Short exercise: Make an exact copy of the lines, leaving the pictures out.

——

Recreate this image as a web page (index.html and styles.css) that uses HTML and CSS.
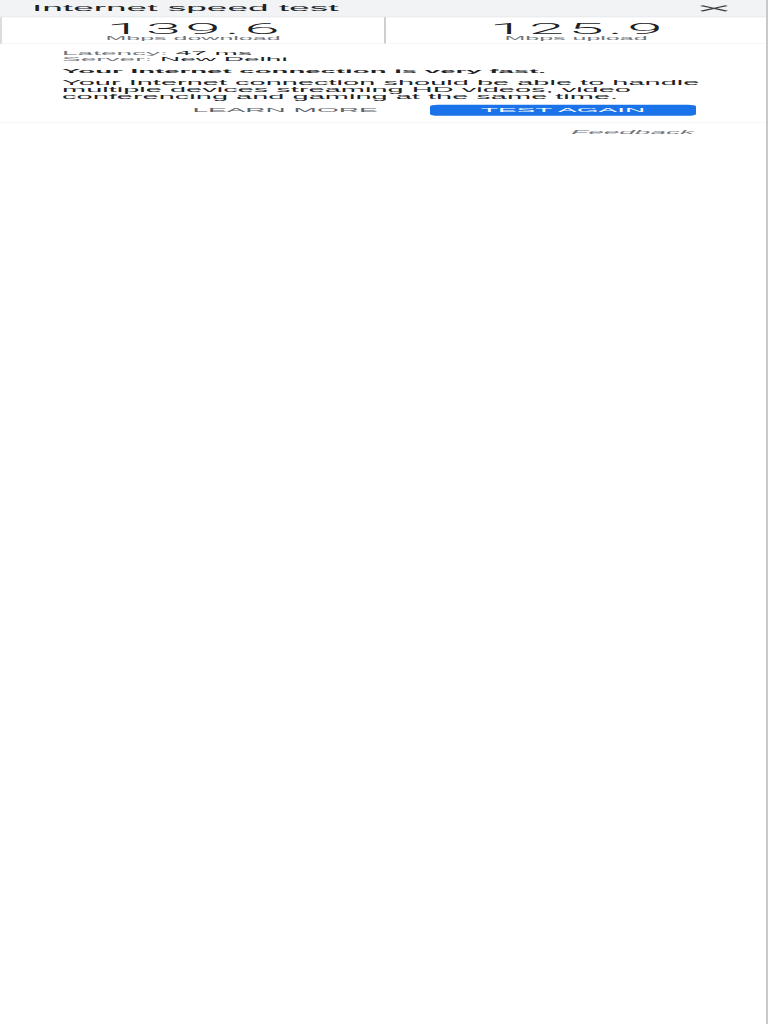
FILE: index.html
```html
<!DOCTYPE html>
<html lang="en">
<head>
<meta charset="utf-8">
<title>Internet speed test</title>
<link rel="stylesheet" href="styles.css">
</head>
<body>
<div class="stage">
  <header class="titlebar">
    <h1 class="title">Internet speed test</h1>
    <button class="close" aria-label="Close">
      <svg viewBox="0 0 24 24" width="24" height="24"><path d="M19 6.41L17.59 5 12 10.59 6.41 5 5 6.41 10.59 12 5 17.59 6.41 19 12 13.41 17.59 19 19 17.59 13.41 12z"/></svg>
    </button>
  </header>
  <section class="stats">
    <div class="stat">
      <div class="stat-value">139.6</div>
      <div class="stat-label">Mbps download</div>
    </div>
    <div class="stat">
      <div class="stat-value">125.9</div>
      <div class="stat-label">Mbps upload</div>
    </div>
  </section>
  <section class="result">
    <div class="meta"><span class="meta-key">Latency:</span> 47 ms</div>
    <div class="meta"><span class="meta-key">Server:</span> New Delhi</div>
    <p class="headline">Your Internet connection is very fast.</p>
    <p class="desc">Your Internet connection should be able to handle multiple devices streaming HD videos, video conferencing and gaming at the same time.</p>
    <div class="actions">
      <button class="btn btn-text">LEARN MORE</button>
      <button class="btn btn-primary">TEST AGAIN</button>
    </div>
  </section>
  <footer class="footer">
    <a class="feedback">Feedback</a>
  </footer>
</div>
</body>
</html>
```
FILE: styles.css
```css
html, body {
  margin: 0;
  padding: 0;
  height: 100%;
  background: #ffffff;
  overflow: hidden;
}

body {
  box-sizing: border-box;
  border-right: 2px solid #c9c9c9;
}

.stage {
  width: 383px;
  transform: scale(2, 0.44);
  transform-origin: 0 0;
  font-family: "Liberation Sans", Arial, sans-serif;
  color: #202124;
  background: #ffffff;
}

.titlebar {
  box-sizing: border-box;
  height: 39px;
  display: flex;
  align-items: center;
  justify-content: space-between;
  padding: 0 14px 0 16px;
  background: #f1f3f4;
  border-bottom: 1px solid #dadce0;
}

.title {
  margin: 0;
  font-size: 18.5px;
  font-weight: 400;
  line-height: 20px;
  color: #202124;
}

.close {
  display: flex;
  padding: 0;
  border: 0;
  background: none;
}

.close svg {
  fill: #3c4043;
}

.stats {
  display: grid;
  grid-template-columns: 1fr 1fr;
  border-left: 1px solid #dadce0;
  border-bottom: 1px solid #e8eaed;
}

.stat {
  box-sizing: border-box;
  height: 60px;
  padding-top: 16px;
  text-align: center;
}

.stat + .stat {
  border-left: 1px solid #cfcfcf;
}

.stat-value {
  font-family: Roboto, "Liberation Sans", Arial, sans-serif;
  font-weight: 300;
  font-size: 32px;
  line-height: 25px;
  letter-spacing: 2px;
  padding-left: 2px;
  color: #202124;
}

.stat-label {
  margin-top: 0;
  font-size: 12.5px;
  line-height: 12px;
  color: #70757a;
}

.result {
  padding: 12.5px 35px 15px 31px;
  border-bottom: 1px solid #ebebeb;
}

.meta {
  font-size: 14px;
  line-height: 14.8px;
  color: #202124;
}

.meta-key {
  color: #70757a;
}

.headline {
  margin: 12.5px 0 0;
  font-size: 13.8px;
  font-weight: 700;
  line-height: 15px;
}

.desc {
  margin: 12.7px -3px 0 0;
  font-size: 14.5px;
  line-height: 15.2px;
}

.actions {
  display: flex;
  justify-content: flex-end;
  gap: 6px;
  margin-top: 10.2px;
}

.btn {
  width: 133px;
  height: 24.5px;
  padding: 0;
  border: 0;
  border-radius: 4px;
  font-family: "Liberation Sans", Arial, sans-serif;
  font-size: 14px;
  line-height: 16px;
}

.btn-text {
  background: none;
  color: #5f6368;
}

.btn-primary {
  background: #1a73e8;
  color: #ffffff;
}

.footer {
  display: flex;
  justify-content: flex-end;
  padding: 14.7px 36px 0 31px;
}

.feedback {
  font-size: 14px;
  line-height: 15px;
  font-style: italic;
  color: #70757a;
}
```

——

Problem solution:
Recreate this image as a web page (index.html and styles.css) that uses HTML and CSS.
FILE: index.html
```html
<!DOCTYPE html>
<html lang="en">
<head>
<meta charset="utf-8">
<title>Internet speed test</title>
<link rel="stylesheet" href="styles.css">
</head>
<body>
<div class="stage">
  <header class="titlebar">
    <h1 class="title">Internet speed test</h1>
    <button class="close" aria-label="Close">
      <svg viewBox="0 0 24 24" width="24" height="24"><path d="M19 6.41L17.59 5 12 10.59 6.41 5 5 6.41 10.59 12 5 17.59 6.41 19 12 13.41 17.59 19 19 17.59 13.41 12z"/></svg>
    </button>
  </header>
  <section class="stats">
    <div class="stat">
      <div class="stat-value">139.6</div>
      <div class="stat-label">Mbps download</div>
    </div>
    <div class="stat">
      <div class="stat-value">125.9</div>
      <div class="stat-label">Mbps upload</div>
    </div>
  </section>
  <section class="result">
    <div class="meta"><span class="meta-key">Latency:</span> 47 ms</div>
    <div class="meta"><span class="meta-key">Server:</span> New Delhi</div>
    <p class="headline">Your Internet connection is very fast.</p>
    <p class="desc">Your Internet connection should be able to handle multiple devices streaming HD videos, video conferencing and gaming at the same time.</p>
    <div class="actions">
      <button class="btn btn-text">LEARN MORE</button>
      <button class="btn btn-primary">TEST AGAIN</button>
    </div>
  </section>
  <footer class="footer">
    <a class="feedback">Feedback</a>
  </footer>
</div>
</body>
</html>
```
FILE: styles.css
```css
html, body {
  margin: 0;
  padding: 0;
  height: 100%;
  background: #ffffff;
  overflow: hidden;
}

body {
  box-sizing: border-box;
  border-right: 2px solid #c9c9c9;
}

.stage {
  width: 383px;
  transform: scale(2, 0.44);
  transform-origin: 0 0;
  font-family: "Liberation Sans", Arial, sans-serif;
  color: #202124;
  background: #ffffff;
}

.titlebar {
  box-sizing: border-box;
  height: 39px;
  display: flex;
  align-items: center;
  justify-content: space-between;
  padding: 0 14px 0 16px;
  background: #f1f3f4;
  border-bottom: 1px solid #dadce0;
}

.title {
  margin: 0;
  font-size: 18.5px;
  font-weight: 400;
  line-height: 20px;
  color: #202124;
}

.close {
  display: flex;
  padding: 0;
  border: 0;
  background: none;
}

.close svg {
  fill: #3c4043;
}

.stats {
  display: grid;
  grid-template-columns: 1fr 1fr;
  border-left: 1px solid #dadce0;
  border-bottom: 1px solid #e8eaed;
}

.stat {
  box-sizing: border-box;
  height: 60px;
  padding-top: 16px;
  text-align: center;
}

.stat + .stat {
  border-left: 1px solid #cfcfcf;
}

.stat-value {
  font-family: Roboto, "Liberation Sans", Arial, sans-serif;
  font-weight: 300;
  font-size: 32px;
  line-height: 25px;
  letter-spacing: 2px;
  padding-left: 2px;
  color: #202124;
}

.stat-label {
  margin-top: 0;
  font-size: 12.5px;
  line-height: 12px;
  color: #70757a;
}

.result {
  padding: 12.5px 35px 15px 31px;
  border-bottom: 1px solid #ebebeb;
}

.meta {
  font-size: 14px;
  line-height: 14.8px;
  color: #202124;
}

.meta-key {
  color: #70757a;
}

.headline {
  margin: 12.5px 0 0;
  font-size: 13.8px;
  font-weight: 700;
  line-height: 15px;
}

.desc {
  margin: 12.7px -3px 0 0;
  font-size: 14.5px;
  line-height: 15.2px;
}

.actions {
  display: flex;
  justify-content: flex-end;
  gap: 6px;
  margin-top: 10.2px;
}

.btn {
  width: 133px;
  height: 24.5px;
  padding: 0;
  border: 0;
  border-radius: 4px;
  font-family: "Liberation Sans", Arial, sans-serif;
  font-size: 14px;
  line-height: 16px;
}

.btn-text {
  background: none;
  color: #5f6368;
}

.btn-primary {
  background: #1a73e8;
  color: #ffffff;
}

.footer {
  display: flex;
  justify-content: flex-end;
  padding: 14.7px 36px 0 31px;
}

.feedback {
  font-size: 14px;
  line-height: 15px;
  font-style: italic;
  color: #70757a;
}
```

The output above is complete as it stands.